One of the ways our heroic other-worlders kept the good Doctor from stagnating was by enticing him with local mysteries. Though he rarely partook of these opportunities, Madame Vastra quickly earned herself the reputation as "The Great Detective," a legendary character upon who Sir Arthur Conan Doyle allegedly based the one and only Sherlock Holmes. However, there was one Christmas Eve when strange snowmen began popping up all over town at the same time people were going missing. Normally, The Doctor wouldn't care, but crossing paths with a barmaid in some random alleyway triggered a chain of events that would reveal this woman to be Clara Oswald, which of course is impossible. Isn't it? I mean, that young woman died in the far off future saving The Doctor from certain death at the hands of the Daleks. So how could she be here in Victorian England, and resourceful enough to re-ignite The Doctor's long dead sense of purpose?
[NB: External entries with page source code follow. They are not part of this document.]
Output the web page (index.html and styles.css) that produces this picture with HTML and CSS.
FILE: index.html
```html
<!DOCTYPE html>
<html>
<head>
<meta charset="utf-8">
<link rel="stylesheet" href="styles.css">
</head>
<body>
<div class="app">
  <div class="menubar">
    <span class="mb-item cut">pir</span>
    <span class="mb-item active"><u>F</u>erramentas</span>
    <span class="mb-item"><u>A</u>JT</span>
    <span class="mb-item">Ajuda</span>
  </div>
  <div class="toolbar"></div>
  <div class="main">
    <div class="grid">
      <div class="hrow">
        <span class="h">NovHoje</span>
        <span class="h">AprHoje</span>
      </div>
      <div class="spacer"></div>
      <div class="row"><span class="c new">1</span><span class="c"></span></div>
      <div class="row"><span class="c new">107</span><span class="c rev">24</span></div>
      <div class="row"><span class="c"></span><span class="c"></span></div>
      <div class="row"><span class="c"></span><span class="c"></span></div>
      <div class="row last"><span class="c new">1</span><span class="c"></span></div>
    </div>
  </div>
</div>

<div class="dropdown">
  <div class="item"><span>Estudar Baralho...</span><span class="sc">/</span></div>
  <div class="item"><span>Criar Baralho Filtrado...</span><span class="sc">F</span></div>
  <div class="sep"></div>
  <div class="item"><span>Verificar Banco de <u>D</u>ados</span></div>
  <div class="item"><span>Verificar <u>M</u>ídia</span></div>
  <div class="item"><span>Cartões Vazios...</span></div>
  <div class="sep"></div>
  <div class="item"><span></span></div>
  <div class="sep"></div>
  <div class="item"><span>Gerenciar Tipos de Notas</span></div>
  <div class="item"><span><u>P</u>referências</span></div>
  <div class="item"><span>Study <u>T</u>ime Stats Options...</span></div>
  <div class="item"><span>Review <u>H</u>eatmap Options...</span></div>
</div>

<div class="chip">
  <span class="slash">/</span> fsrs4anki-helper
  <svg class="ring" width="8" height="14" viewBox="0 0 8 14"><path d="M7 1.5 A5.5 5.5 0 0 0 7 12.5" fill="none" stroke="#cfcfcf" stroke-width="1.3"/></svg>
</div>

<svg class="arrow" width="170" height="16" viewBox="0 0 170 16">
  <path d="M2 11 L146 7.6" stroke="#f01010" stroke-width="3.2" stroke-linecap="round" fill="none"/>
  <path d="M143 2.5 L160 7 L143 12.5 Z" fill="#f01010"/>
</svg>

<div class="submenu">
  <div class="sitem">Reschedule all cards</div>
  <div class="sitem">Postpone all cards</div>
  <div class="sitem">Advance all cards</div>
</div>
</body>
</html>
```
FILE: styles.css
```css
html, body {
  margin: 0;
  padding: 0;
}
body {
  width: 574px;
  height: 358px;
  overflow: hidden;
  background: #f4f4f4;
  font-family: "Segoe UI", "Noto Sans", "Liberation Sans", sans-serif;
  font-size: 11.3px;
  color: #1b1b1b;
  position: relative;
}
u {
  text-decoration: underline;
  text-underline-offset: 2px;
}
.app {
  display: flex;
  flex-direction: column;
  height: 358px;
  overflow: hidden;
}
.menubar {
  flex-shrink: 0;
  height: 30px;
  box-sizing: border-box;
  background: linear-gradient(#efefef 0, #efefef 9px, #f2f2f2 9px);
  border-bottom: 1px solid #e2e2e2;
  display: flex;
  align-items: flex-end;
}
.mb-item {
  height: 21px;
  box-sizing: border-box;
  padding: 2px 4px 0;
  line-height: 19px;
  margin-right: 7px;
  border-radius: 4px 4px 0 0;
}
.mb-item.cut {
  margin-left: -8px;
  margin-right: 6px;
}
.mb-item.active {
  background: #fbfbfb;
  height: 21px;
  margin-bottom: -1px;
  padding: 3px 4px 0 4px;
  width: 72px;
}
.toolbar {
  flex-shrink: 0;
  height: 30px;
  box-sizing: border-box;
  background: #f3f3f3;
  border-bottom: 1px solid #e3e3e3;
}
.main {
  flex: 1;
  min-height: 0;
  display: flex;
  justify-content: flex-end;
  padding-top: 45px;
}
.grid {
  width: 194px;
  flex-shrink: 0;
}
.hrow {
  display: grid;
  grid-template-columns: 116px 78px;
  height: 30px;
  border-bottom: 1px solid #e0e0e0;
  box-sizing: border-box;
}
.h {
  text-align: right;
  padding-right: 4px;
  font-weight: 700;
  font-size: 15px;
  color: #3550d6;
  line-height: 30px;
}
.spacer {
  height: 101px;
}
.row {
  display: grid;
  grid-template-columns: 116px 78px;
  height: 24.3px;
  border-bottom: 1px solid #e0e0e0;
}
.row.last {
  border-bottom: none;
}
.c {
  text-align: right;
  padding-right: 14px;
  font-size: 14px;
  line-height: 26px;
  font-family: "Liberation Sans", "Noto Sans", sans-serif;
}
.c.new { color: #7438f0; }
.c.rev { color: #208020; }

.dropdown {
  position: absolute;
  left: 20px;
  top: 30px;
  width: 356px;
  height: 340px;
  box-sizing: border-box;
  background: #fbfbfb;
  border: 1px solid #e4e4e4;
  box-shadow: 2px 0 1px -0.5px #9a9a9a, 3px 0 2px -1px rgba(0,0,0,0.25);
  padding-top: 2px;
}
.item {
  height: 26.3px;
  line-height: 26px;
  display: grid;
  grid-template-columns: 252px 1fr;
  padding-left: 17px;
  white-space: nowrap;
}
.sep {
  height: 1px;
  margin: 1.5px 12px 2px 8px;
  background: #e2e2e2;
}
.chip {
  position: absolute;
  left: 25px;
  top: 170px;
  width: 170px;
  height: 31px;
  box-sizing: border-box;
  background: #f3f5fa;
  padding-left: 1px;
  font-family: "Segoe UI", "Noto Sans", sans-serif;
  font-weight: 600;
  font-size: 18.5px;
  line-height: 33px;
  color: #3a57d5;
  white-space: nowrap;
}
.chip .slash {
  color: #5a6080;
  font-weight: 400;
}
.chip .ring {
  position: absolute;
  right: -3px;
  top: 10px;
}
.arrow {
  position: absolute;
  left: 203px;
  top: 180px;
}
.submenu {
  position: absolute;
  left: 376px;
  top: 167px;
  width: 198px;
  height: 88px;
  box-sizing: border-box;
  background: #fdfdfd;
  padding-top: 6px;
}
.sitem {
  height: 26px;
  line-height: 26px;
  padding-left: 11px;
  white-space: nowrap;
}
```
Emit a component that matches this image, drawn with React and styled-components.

As a Christmas tale, Doctor Who: The Snowmen fails, since the holiday has very little to do with the plot at all. As the first episode of Series 7, Part 2 however, Steven Moffat's adventure beautifully tees up what looks to be a intriguing rest of the season. Who is this impossible girl? Will Vastra, Jenny, and Strax play a key role in unraveling this mystery? And what is the endgame of classic disembodied Doctor Who villain The Great Intelligence, now voiced by Sir Ian McKellan (The Hobbit: An Unexpected Journey) and partnered with malevolent millionaire Richard E. Grant (Hudson Hawk)?
There is undeniable chemistry between Matt and Jenna-Louise, making it easy to see why Steven Moffat's Who crew cast her. Amy and The Doctor shared a unique relationship, but Clara is challenging him on an entirely different level. Like Donna Noble, Clara Oswald is a critical thread in the fabric of a much larger cosmic tapestry, and it bothers The Doctor that he can't see it. Even more intriguing is the playful dynamic of all five characters, especially the comedic buddy team of The Doctor and Strax, played magnificently yet again by Dan Starkey. It's challenging enough to write time and space hopping adventures for two protagonists, let alone a whole gaggle of them, and yet in this instance it works for one specific reason. The villain here is the MacGuffin. Not to take anything away from the performances of McKellan or Grant, both of whom are iconic British performers, but his/their actions only serve to reveal the bigger mystery of who Clara is and why she exists.
That said, shame on BBC Video for making Whovians purchase this disc separately from Series 7, Part 2. There's no justifiable reason for doing so. This is as much a part of that eight episode story arc, if not more so, than the majority of those individual adventures. In fact, I long for the day when the only option we had was purchasing the entire Series collection, loaded with more bonus features than any fan could ever need. But in this instant gratification society, that delay is no longer acceptable. Pity.
Presented in standard def 1.78:1 anamorphic widescreen with Dolby 5.1 Surround and English SDH subtitles, this is a step down from the 1080i HD broadcast presentation. Then again, if your home isn't set up for HD, Doctor Who: The Snowmen is perfect just the way it is. The detail goes a bit soft in the dark, but the production value comes shining through in every frame. No expense is spared in making Doctor Who these days, a far cry from what we see when revisiting vintage adventures with Patrick Troughton, Jon Pertwee, and Tom Baker. The audio is wonderfully balanced between Moffat's rapid fire dialogue and Murray Gold's Victorian-esque score. Bonus features are limited to a brief making-of featurette "Clara's White Christmas" (3 min), and two prequel mini-sodes—"Vastra Investigates" (3 min) and "The Great Detective" (4 min), which was filmed for BBC One's Children in Need special.
Doctor Who: The Snowmen is another wonderful Steven Moffat story beautifully executed by director Saul Metzstein, the production team, and an ensemble cast game for almost anything. The only knock on it falls to BBC Video for not including it with the rest of Series 7, Part 2 where it belongs.
Damn memory worm. I forgot what I was going to say. What were we talking about again?